- [CHALLENGE]:
Find the word "index" in the listing; pull out each line holding it.

- [RECORDS SHOWN]:
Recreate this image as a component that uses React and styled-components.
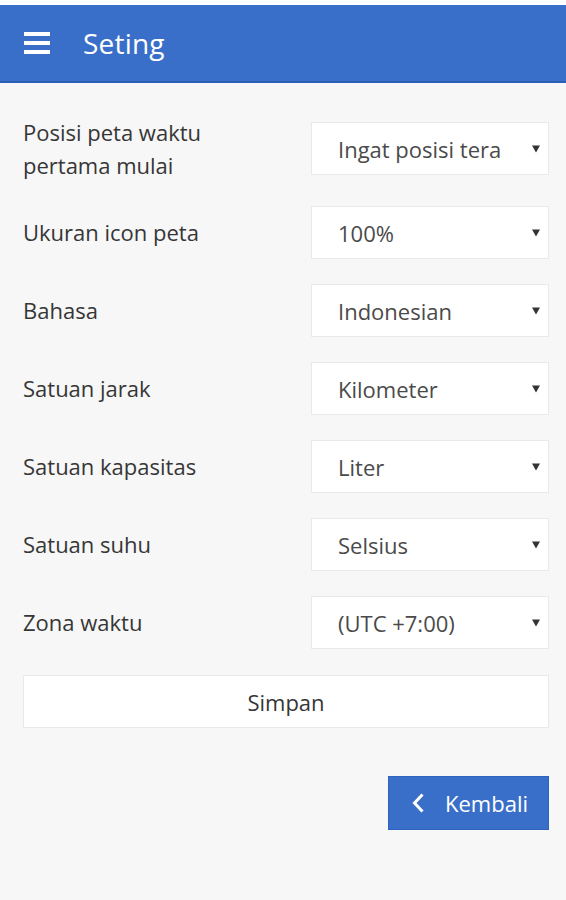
import React from "react";
import styled, { createGlobalStyle } from "styled-components";

const GlobalStyle = createGlobalStyle`
  html, body {
    margin: 0;
    padding: 0;
    background: #f7f7f7;
    font-family: "Open Sans", "Noto Sans", sans-serif;
  }
`

const Page = styled.div`
  min-height: 900px;
  background: #f7f7f7;
  border-top: 5px solid #ffffff;
  box-sizing: border-box;
`

const Header = styled.header`
  height: 78px;
  box-sizing: border-box;
  background: #3a6fc9;
  border-bottom: 2px solid #2c60b6;
  display: flex;
  align-items: center;
  padding-left: 24px;
`

const Title = styled.h1`
  margin: 0 0 0 33px;
  font-size: 28px;
  font-weight: 400;
  color: #ffffff;
  letter-spacing: 0.2px;
`

const Content = styled.div`
  padding: 33px 17px 0 23px;
  display: flex;
  flex-direction: column;
  gap: 25px;
`

const Row = styled.div`
  display: flex;
  align-items: center;
  justify-content: space-between;
  min-height: 53px;
`

const Label = styled.div`
  width: 250px;
  font-size: 22px;
  line-height: 32.5px;
  color: #363636;
`

const SelectWrap = styled.div`
  position: relative;
  width: 238px;
  height: 53px;
`

const Select = styled.select`
  appearance: none;
  -webkit-appearance: none;
  width: 100%;
  height: 100%;
  box-sizing: border-box;
  border: 1px solid #e9e9e9;
  border-radius: 0;
  background: #ffffff;
  padding: 0 46px 0 26px;
  font-family: "Open Sans", sans-serif;
  font-size: 22px;
  color: #4a4a4a;
  outline: none;
`

const Arrow = styled.span`
  position: absolute;
  right: 9px;
  top: 50%;
  transform: translateY(-50%);
  width: 0;
  height: 0;
  border-left: 4px solid transparent;
  border-right: 4px solid transparent;
  border-top: 7px solid #333333;
  pointer-events: none;
`

const SaveButton = styled.button`
  height: 53px;
  width: 100%;
  box-sizing: border-box;
  margin-top: 1px;
  background: #ffffff;
  border: 1px solid #e9e9e9;
  font-family: "Open Sans", sans-serif;
  font-size: 22px;
  color: #363636;
  cursor: pointer;
`

const Footer = styled.div`
  display: flex;
  justify-content: flex-end;
  margin-top: 48px;
  padding-right: 17px;
`

const BackButton = styled.button`
  display: flex;
  align-items: center;
  gap: 21px;
  width: 161px;
  height: 54px;
  box-sizing: border-box;
  padding: 0 0 0 23px;
  background: #3a6fc9;
  border: 1px solid #2f64bd;
  color: #ffffff;
  font-family: "Open Sans", sans-serif;
  font-size: 22px;
  cursor: pointer;
`

const settings = [
  { label: "Posisi peta waktu pertama mulai", value: "Ingat posisi terakhir" },
  { label: "Ukuran icon peta", value: "100%" },
  { label: "Bahasa", value: "Indonesian" },
  { label: "Satuan jarak", value: "Kilometer" },
  { label: "Satuan kapasitas", value: "Liter" },
  { label: "Satuan suhu", value: "Selsius" },
  { label: "Zona waktu", value: "(UTC +7:00)" },
]

const MenuIcon = () => (
  <svg width="26" height="24" viewBox="0 0 26 24">
    <rect x="0" y="1" width="26" height="4" fill="#fff" />
    <rect x="0" y="10" width="26" height="4" fill="#fff" />
    <rect x="0" y="19" width="26" height="4" fill="#fff" />
  </svg>
)

const ChevronLeft = () => (
  <svg width="12" height="20" viewBox="0 0 12 20">
    <polyline points="10.5,1.5 2.5,10 10.5,18.5" fill="none" stroke="#fff" strokeWidth="3" />
  </svg>
)

export default function App() {
  return (
    <Page>
      <GlobalStyle />
      <Header>
        <MenuIcon />
        <Title>Seting</Title>
      </Header>
      <Content>
        {settings.map(s => (
          <Row key={s.label}>
            <Label>{s.label}</Label>
            <SelectWrap>
              <Select defaultValue={s.value}>
                <option value={s.value}>{s.value}</option>
              </Select>
              <Arrow />
            </SelectWrap>
          </Row>
        ))}
        <SaveButton>Simpan</SaveButton>
      </Content>
      <Footer>
        <BackButton>
          <ChevronLeft />
          Kembali
        </BackButton>
      </Footer>
    </Page>
  )
}
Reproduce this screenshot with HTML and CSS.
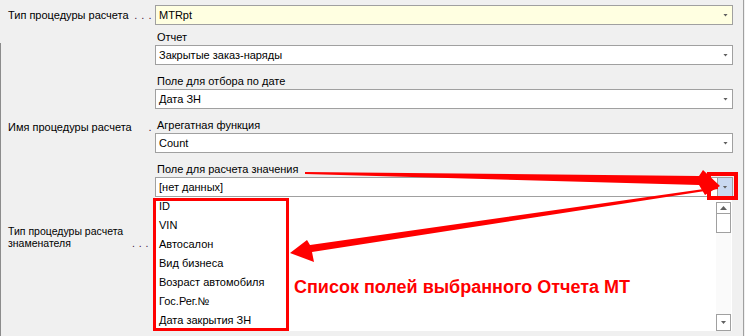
FILE: index.html
```html
<!DOCTYPE html>
<html lang="ru">
<head>
<meta charset="utf-8">
<title>Параметры процедуры расчета</title>
<link rel="stylesheet" href="styles.css">
</head>
<body>
<div class="frame">
  <div class="form">
    <div class="lbl lbl-1"><span>Тип процедуры расчета</span><span class="dots">. . .</span></div>
    <div class="col col-1">
      <div class="combo combo-yellow"><span class="val">MTRpt</span><span class="arr"></span></div>
      <div class="cap cap-tight">Отчет</div>
      <div class="combo"><span class="val">Закрытые заказ-наряды</span><span class="arr"></span></div>
      <div class="cap">Поле для отбора по дате</div>
      <div class="combo"><span class="val">Дата ЗН</span><span class="arr"></span></div>
    </div>

    <div class="lbl lbl-2"><span>Имя процедуры расчета</span><span class="dots">.</span></div>
    <div class="col">
      <div class="cap">Агрегатная функция</div>
      <div class="combo"><span class="val">Count</span><span class="arr"></span></div>
      <div class="cap cap-marked">Поле для расчета значения</div>
      <div class="combo combo-open">
        <span class="val">[нет данных]</span>
        <span class="btn"><span class="arr"></span></span>
        <div class="list">
          <ul class="items">
            <li>ID</li>
            <li>VIN</li>
            <li>Автосалон</li>
            <li>Вид бизнеса</li>
            <li>Возраст автомобиля</li>
            <li>Гос.Рег.№</li>
            <li>Дата закрытия ЗН</li>
          </ul>
          <div class="sbar">
            <span class="sb-btn sb-up"><span class="tri-up"></span></span>
            <span class="sb-thumb"></span>
            <span class="sb-track"></span>
            <span class="sb-btn sb-down"><span class="arr"></span></span>
          </div>
        </div>
      </div>
    </div>

    <div class="lbl lbl-3"><span>Тип процедуры расчета<br>знаменателя</span><span class="dots">. . .</span></div>
    <div class="col"></div>
  </div>

  <svg class="annot" width="745" height="336" viewBox="0 0 745 336" aria-hidden="true">
    <polygon points="305,172 699,176 703,170 720,186 705,195 699,185 305,174" fill="#ff0000"/>
    <polygon points="718,187 310,245 307,240 290,253 314,262 312,252 718,189" fill="#ff0000"/>
  </svg>
  <div class="box box-list"></div>
  <div class="box box-btn"></div>
  <div class="note">Список полей выбранного Отчета МТ</div>
</div>
</body>
</html>
```
FILE: styles.css
```css
* { box-sizing: border-box; }

html, body {
  margin: 0;
  padding: 0;
  background: #f0f0f0;
}

body {
  width: 745px;
  height: 336px;
  overflow: hidden;
  font-family: "Liberation Sans", Arial, sans-serif;
  font-size: 11px;
  color: #000;
}

.frame {
  position: relative;
  width: 744px;
  height: 336px;
  border-right: 1px solid #a0a0a0;
}

.frame::before {
  content: "";
  position: absolute;
  left: 0;
  top: 43px;
  bottom: 0;
  width: 1px;
  background: #8c8c8c;
}

.form {
  display: grid;
  grid-template-columns: 155px 578px;
  align-items: start;
}

.lbl {
  display: flex;
  align-items: flex-end;
  justify-content: space-between;
  padding-left: 8px;
  padding-right: 3px;
  line-height: 15px;
}

.lbl-1 { margin-top: 8px; }
.lbl-2 { margin-top: 11px; }
.lbl-3 {
  margin-top: 28px;
  font-size: 10.5px;
  line-height: 12px;
  padding-right: 6px;
}

.dots {
  color: #402040;
  letter-spacing: 0.5px;
}

.col {
  display: flex;
  flex-direction: column;
}

.col-1 { padding-top: 5px; }

.cap {
  margin-top: 9px;
  height: 15px;
  line-height: 15px;
  padding-left: 2px;
}

.cap-tight { margin-top: 5px; }

.cap-marked span,
.cap-marked {
  position: relative;
}

.cap-marked::after {
  content: "";
  position: absolute;
  left: 1px;
  top: 15px;
  width: 144px;
  height: 2px;
  background: #ff0000;
}

.combo {
  position: relative;
  display: flex;
  align-items: center;
  height: 20px;
  border: 1px solid #a0a0a0;
  background: #fff;
  padding-left: 3px;
}

.combo-yellow { background: #ffffe1; }

.val {
  flex: 1;
  line-height: 18px;
  white-space: nowrap;
}

.arr {
  display: block;
  width: 5px;
  height: 3px;
  margin-right: 4px;
  background: #606060;
  clip-path: polygon(0 0, 100% 0, 50% 100%);
}

.btn {
  display: flex;
  align-items: center;
  justify-content: center;
  align-self: stretch;
  width: 15px;
  background: #cad9f1;
  border-left: 1px solid #a0a0a0;
}

.btn .arr { margin-right: 0; }

.list {
  position: absolute;
  left: -1px;
  right: 0;
  top: 19px;
  height: 134px;
  display: flex;
  background: #fff;
}

.items {
  flex: 1;
  margin: 0;
  padding: 0;
  list-style: none;
}

.items li {
  height: 19px;
  line-height: 19px;
  padding-left: 4px;
  white-space: nowrap;
}

.sbar {
  width: 16px;
  display: flex;
  flex-direction: column;
  padding-top: 5px;
  padding-right: 1px;
}

.sb-btn,
.sb-thumb {
  display: flex;
  align-items: center;
  justify-content: center;
  border: 1px solid #a0a0a0;
  background: #fff;
}

.sb-up { height: 12px; }
.sb-thumb { height: 19px; border-top: 0; }
.sb-track { flex: 1; background: #fafafa; }
.sb-down { height: 17px; }
.sb-down .arr { margin-right: 0; }

.tri-up {
  display: block;
  width: 7px;
  height: 4px;
  background: #606060;
  clip-path: polygon(50% 0, 100% 100%, 0 100%);
}

.annot {
  position: absolute;
  left: 0;
  top: 0;
  pointer-events: none;
}

.box {
  position: absolute;
  border: 3px solid #ff0000;
}

.box-list {
  left: 153px;
  top: 198px;
  width: 136px;
  height: 133px;
}

.box-btn {
  left: 707px;
  top: 172px;
  width: 31px;
  height: 28px;
  border-width: 4px;
}

.note {
  position: absolute;
  left: 294px;
  top: 277px;
  color: #ff0000;
  font-weight: bold;
  font-size: 18px;
  line-height: 20px;
  white-space: nowrap;
}
```
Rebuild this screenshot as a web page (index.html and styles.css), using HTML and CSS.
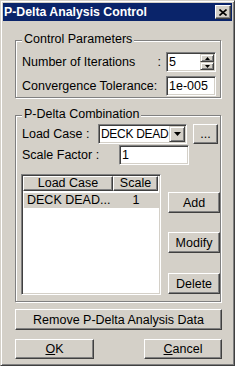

- [RESULT OF THE EXERCISE]:
FILE: index.html
Rebuild this screenshot as a web page (index.html and styles.css), using HTML and CSS.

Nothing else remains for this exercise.